Tubman on the $20: One Small Step for Women and…That's It.

After a two-year long campaign of “Women on the $20”, the Treasury Secretary Jacob Lew announced that the new version of the $20 bill will see a substantial makeover -- out with Andrew Jackson and in with Harriet Tubman. In addition to this historic remodel, other notable women and civil rights leaders will be featured on the back of the $10 and $5 bills. While this alteration shines a light on often ignored aspects of American history and casts a spotlight on women who too frequently remain unsung American heroes, I remain unimpressed.

Harriet Tubman and other women having their likeness printed on currency is not equity - it is a distraction. In fact, one could consider it an ironic slap in the face.

Think about it - a woman on our currency...while women still only make 78% of what a male does. In fact, if we want to keep this comparison accurate, Harriet Tubman, a woman of color, would be earning 64% of the income that her male counterparts make, were she still alive today.

Is the $20 bill now only worth $12.80 with Harriet Tubman’s face on it?

This obvious tension begs the question - why are women STILL not making the same amount as their male colleagues for the same work? While there is nothing wrong with wanting a woman to be on currency, as I am absolutely in support of this effort, but I like to “put my money where my mouth is.” Give us the $20 bill and give us equal pay. You can give us symbolism, but you also must give us equity. And equity for women goes way beyond just the wage gap.

I turned on the news this morning and there was a 30 minute segment of anchors interviewing politicians and pundits about the “issue” of having women on currency. I was thrilled to hear that majority of people were wholeheartedly in favor of updating the American currency to be more inclusive. What I wasn’t thrilled with was the news that wasn’t being reported and discussed, the real issues that women face.

Allow me to provide an example: there are 672 confirmed cases of the Zika virus in the United States, 64 cases of which are of pregnant woman. The Zika virus is a grave threat and danger to the reproductive health of women everywhere, mainly because it causes microcephaly and extreme fetal brain defects in children. Those 64 Zika-positive pregnant women are now condemned to having a child with probable extreme health problems such as seizures, hearing loss, difficulty swallowing and extreme developmental delays. The Principal Deputy Director of the Center for Disease Control and Prevention sent out a severe warning to health officials while echoing the Obama Administration’s request for $1.9 billion to prevent the inevitable global health emergency of what is the next Ebola for women of the United States.

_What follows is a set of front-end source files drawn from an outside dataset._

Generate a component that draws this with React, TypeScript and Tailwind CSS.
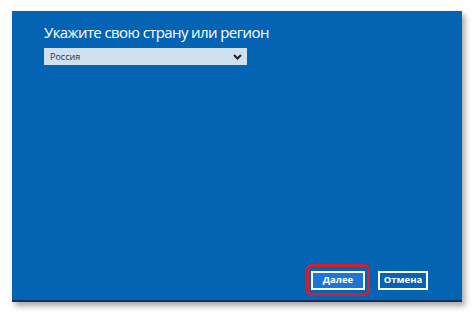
export default function App() {
  return (
    <div className="w-[474px] h-[315px] bg-white pt-[11px] pl-[12px] overflow-hidden">
      <div className="relative w-[450px] h-[291px] bg-[#0563b3] border-b-2 border-[#1c2c52] shadow-[3px_4px_6px_rgba(0,0,0,0.35)] flex flex-col pl-[32px] pr-[34px] pt-[11px] pb-[10px]">
        <h1 className="text-white text-[15px] leading-[20px] font-['Open_Sans',sans-serif] tracking-[-0.6px]">
          Укажите свою страну или регион
        </h1>
        <div className="mt-[6px] w-[203px] h-[17px] bg-[#cfe0ef] flex items-center justify-between pl-[6px] pr-[5px]">
          <span className="text-[9px] text-[#333] font-['Open_Sans',sans-serif]">Россия</span>
          <svg width="9" height="6" viewBox="0 0 9 6">
            <path d="M1 1l3.5 3.5L8 1" stroke="#222" strokeWidth="2" fill="none" />
          </svg>
        </div>
        <div className="mt-auto flex justify-end gap-[13px]">
          <button className="relative w-[54px] h-[19px] bg-[#1b76d6] border-2 border-white text-white text-[9.5px] font-bold font-['Open_Sans',sans-serif] flex items-center justify-center">
            Далее
            <span className="absolute -left-[7px] -right-[7px] -top-[9px] -bottom-[8px] border-[3px] border-[#d1202f] rounded-[6px]" />
          </button>
          <button className="w-[50px] h-[19px] bg-[#0563b3] border-2 border-white text-white text-[9.5px] font-bold font-['Open_Sans',sans-serif] flex items-center justify-center">
            Отмена
          </button>
        </div>
      </div>
    </div>
  );
}
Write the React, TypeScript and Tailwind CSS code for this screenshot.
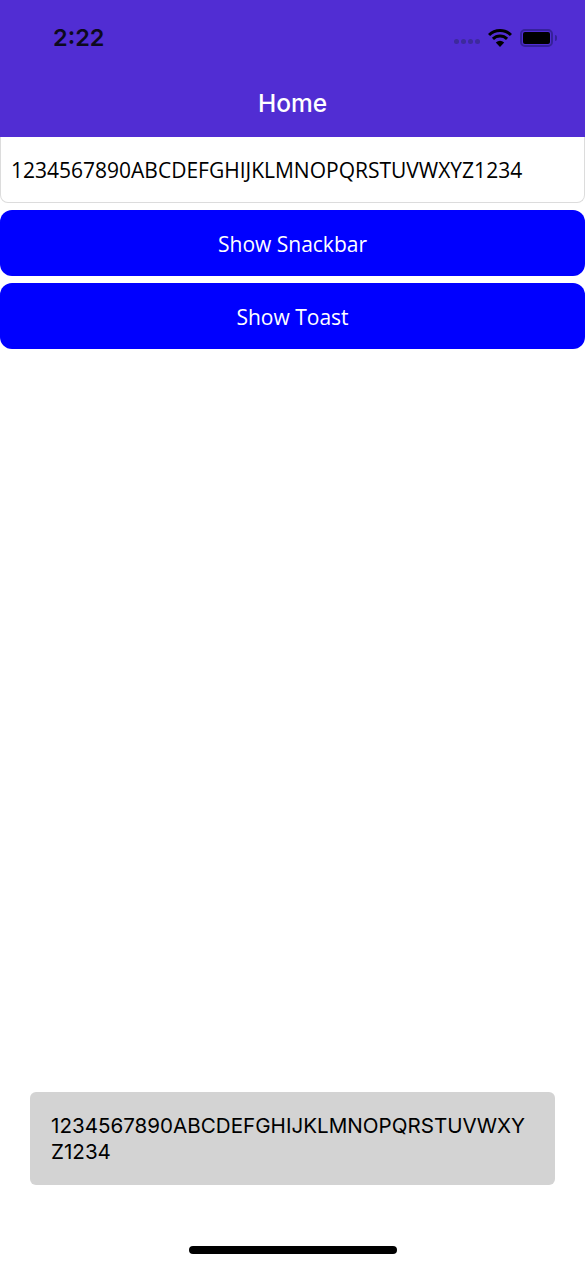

$1.9 billion, that’s $95 million Harriet Tubmans that are required to protect women from serious reproductive health threats. That is the headline that should be making the news. Giving equity to women isn’t replacing the face on our currency, it’s investing that currency in women.

The CDC and health officials have also recommended for women to prevent themselves from the Zika virus (without listing steps on how to do so because the infected mosquito carrier is now breeding in 30 of the 50 states) and to delay pregnancy if possible. Here is the thing, women are already delaying pregnancies, and they have been for quite some time and it's not just because of the Zika virus. It is because they are afraid they may lose their jobs. It is because their employer doesn’t offer paid family leave. It is because they cannot afford a child. It is because they have economic uncertainty in addition to making 78% to 64% to what their male counterparts make.

Do not get me wrong, I am all for putting women on currency. I think it is a noble and worthy cause and Harriet Tubman more than deserves the honor of being the first women featured on our money. We cannot confuse the true issue at hand: having a female face on currency is equality, it is not equity. Let us not be distracted by the superficial and symbolic when there are substantial reforms that still need to be implemented.